[Records from a data collection]
<<<<
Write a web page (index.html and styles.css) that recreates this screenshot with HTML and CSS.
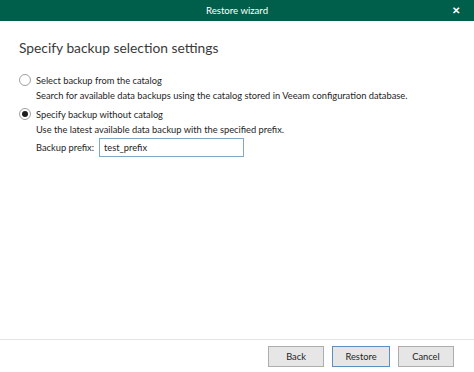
FILE: index.html
```html
<!DOCTYPE html>
<html lang="en">
<head>
    <meta charset="UTF-8">
    <title>Restore wizard</title>
    <link rel="stylesheet" href="styles.css">
</head>
<body>
    <div class="window">
        <div class="titlebar">
            <span class="title">Restore wizard</span>
            <span class="close">&#10005;</span>
        </div>

        <div class="content">
            <h1>Specify backup selection settings</h1>

            <div class="option">
                <label class="radio-row">
                    <span class="radio"></span>
                    <span>Select backup from the catalog</span>
                </label>
                <p class="hint">Search for available data backups using the catalog stored in Veeam configuration database.</p>
            </div>

            <div class="option">
                <label class="radio-row">
                    <span class="radio checked"></span>
                    <span>Specify backup without catalog</span>
                </label>
                <p class="hint">Use the latest available data backup with the specified prefix.</p>
                <div class="prefix-row">
                    <span class="prefix-label">Backup prefix:</span>
                    <input type="text" class="prefix-input" value="test_prefix">
                </div>
            </div>
        </div>

        <div class="footer">
            <button class="btn">Back</button>
            <button class="btn default">Restore</button>
            <button class="btn">Cancel</button>
        </div>
    </div>
</body>
</html>
```

FILE: styles.css
```css
* {
    margin: 0;
    padding: 0;
    box-sizing: border-box;
}

body {
    font-family: 'Lato', 'Noto Sans', sans-serif;
    font-size: 9.3px;
    color: #1e1e1e;
    background: white;
}

.window {
    width: 474px;
    height: 372px;
    display: flex;
    flex-direction: column;
}

.titlebar {
    height: 21px;
    background: #005f4b;
    color: white;
    display: flex;
    align-items: center;
    justify-content: center;
    position: relative;
}

.title {
    font-size: 9.6px;
}

.close {
    position: absolute;
    right: 14px;
    top: 4px;
    font-size: 10px;
    font-weight: bold;
}

.content {
    flex: 1;
    padding: 18px 19px 0 19px;
}

h1 {
    font-size: 13.8px;
    line-height: 18px;
    font-weight: normal;
    color: #3a3a3a;
    margin-bottom: 15px;
}

.option {
    margin-bottom: 2px;
}

.radio-row {
    display: flex;
    align-items: center;
    gap: 5px;
    height: 16px;
}

.radio {
    width: 12px;
    height: 12px;
    border: 1px solid #a0a0a0;
    border-radius: 50%;
    display: flex;
    align-items: center;
    justify-content: center;
}

.radio.checked::after {
    content: "";
    width: 6px;
    height: 6px;
    border-radius: 50%;
    background: #1e1e1e;
}

.hint {
    padding-left: 17px;
    height: 16px;
    line-height: 16px;
}

.prefix-row {
    display: flex;
    align-items: center;
    padding-left: 17px;
}

.prefix-label {
    width: 63px;
    flex-shrink: 0;
    white-space: nowrap;
}

.prefix-input {
    width: 145px;
    height: 19px;
    border: 1px solid #7ea7c8;
    padding: 0 4px;
    font-family: inherit;
    font-size: 9.3px;
    color: #1e1e1e;
    outline: none;
}

.footer {
    height: 33px;
    border-top: 1px solid #e3e3e3;
    display: flex;
    justify-content: flex-end;
    align-items: center;
    gap: 8px;
    padding-right: 20px;
}

.btn {
    width: 56px;
    height: 21px;
    background: #e6e6e6;
    border: 1px solid #adadad;
    font-family: inherit;
    font-size: 9.3px;
    color: #1e1e1e;
}

.btn.default {
    width: 58px;
    border-color: #5c8fc0;
}
```
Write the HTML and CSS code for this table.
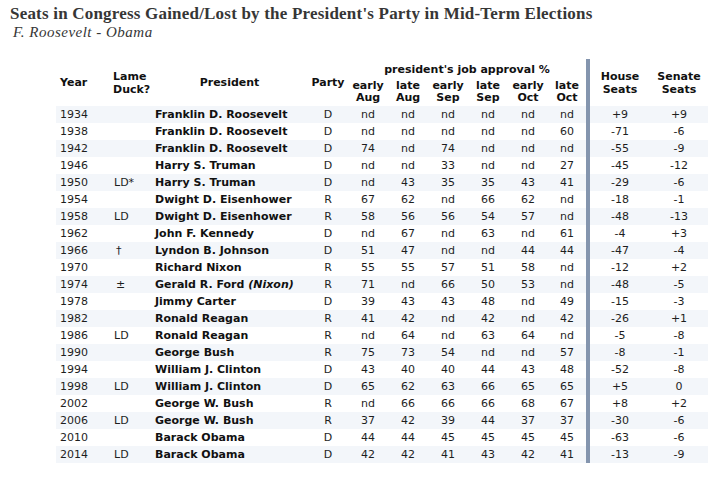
>>>>
Aim of the exercise: Output the records above exactly as they are, leaving out the pictures.

Finished exercise:
Write a web page (index.html and styles.css) that recreates this screenshot with HTML and CSS.
FILE: index.html
```html
<!DOCTYPE html>
<html lang="en">
<head>
    <meta charset="UTF-8">
    <title>Restore wizard</title>
    <link rel="stylesheet" href="styles.css">
</head>
<body>
    <div class="window">
        <div class="titlebar">
            <span class="title">Restore wizard</span>
            <span class="close">&#10005;</span>
        </div>

        <div class="content">
            <h1>Specify backup selection settings</h1>

            <div class="option">
                <label class="radio-row">
                    <span class="radio"></span>
                    <span>Select backup from the catalog</span>
                </label>
                <p class="hint">Search for available data backups using the catalog stored in Veeam configuration database.</p>
            </div>

            <div class="option">
                <label class="radio-row">
                    <span class="radio checked"></span>
                    <span>Specify backup without catalog</span>
                </label>
                <p class="hint">Use the latest available data backup with the specified prefix.</p>
                <div class="prefix-row">
                    <span class="prefix-label">Backup prefix:</span>
                    <input type="text" class="prefix-input" value="test_prefix">
                </div>
            </div>
        </div>

        <div class="footer">
            <button class="btn">Back</button>
            <button class="btn default">Restore</button>
            <button class="btn">Cancel</button>
        </div>
    </div>
</body>
</html>
```

FILE: styles.css
```css
* {
    margin: 0;
    padding: 0;
    box-sizing: border-box;
}

body {
    font-family: 'Lato', 'Noto Sans', sans-serif;
    font-size: 9.3px;
    color: #1e1e1e;
    background: white;
}

.window {
    width: 474px;
    height: 372px;
    display: flex;
    flex-direction: column;
}

.titlebar {
    height: 21px;
    background: #005f4b;
    color: white;
    display: flex;
    align-items: center;
    justify-content: center;
    position: relative;
}

.title {
    font-size: 9.6px;
}

.close {
    position: absolute;
    right: 14px;
    top: 4px;
    font-size: 10px;
    font-weight: bold;
}

.content {
    flex: 1;
    padding: 18px 19px 0 19px;
}

h1 {
    font-size: 13.8px;
    line-height: 18px;
    font-weight: normal;
    color: #3a3a3a;
    margin-bottom: 15px;
}

.option {
    margin-bottom: 2px;
}

.radio-row {
    display: flex;
    align-items: center;
    gap: 5px;
    height: 16px;
}

.radio {
    width: 12px;
    height: 12px;
    border: 1px solid #a0a0a0;
    border-radius: 50%;
    display: flex;
    align-items: center;
    justify-content: center;
}

.radio.checked::after {
    content: "";
    width: 6px;
    height: 6px;
    border-radius: 50%;
    background: #1e1e1e;
}

.hint {
    padding-left: 17px;
    height: 16px;
    line-height: 16px;
}

.prefix-row {
    display: flex;
    align-items: center;
    padding-left: 17px;
}

.prefix-label {
    width: 63px;
    flex-shrink: 0;
    white-space: nowrap;
}

.prefix-input {
    width: 145px;
    height: 19px;
    border: 1px solid #7ea7c8;
    padding: 0 4px;
    font-family: inherit;
    font-size: 9.3px;
    color: #1e1e1e;
    outline: none;
}

.footer {
    height: 33px;
    border-top: 1px solid #e3e3e3;
    display: flex;
    justify-content: flex-end;
    align-items: center;
    gap: 8px;
    padding-right: 20px;
}

.btn {
    width: 56px;
    height: 21px;
    background: #e6e6e6;
    border: 1px solid #adadad;
    font-family: inherit;
    font-size: 9.3px;
    color: #1e1e1e;
}

.btn.default {
    width: 58px;
    border-color: #5c8fc0;
}
```
Write the HTML and CSS code for this table.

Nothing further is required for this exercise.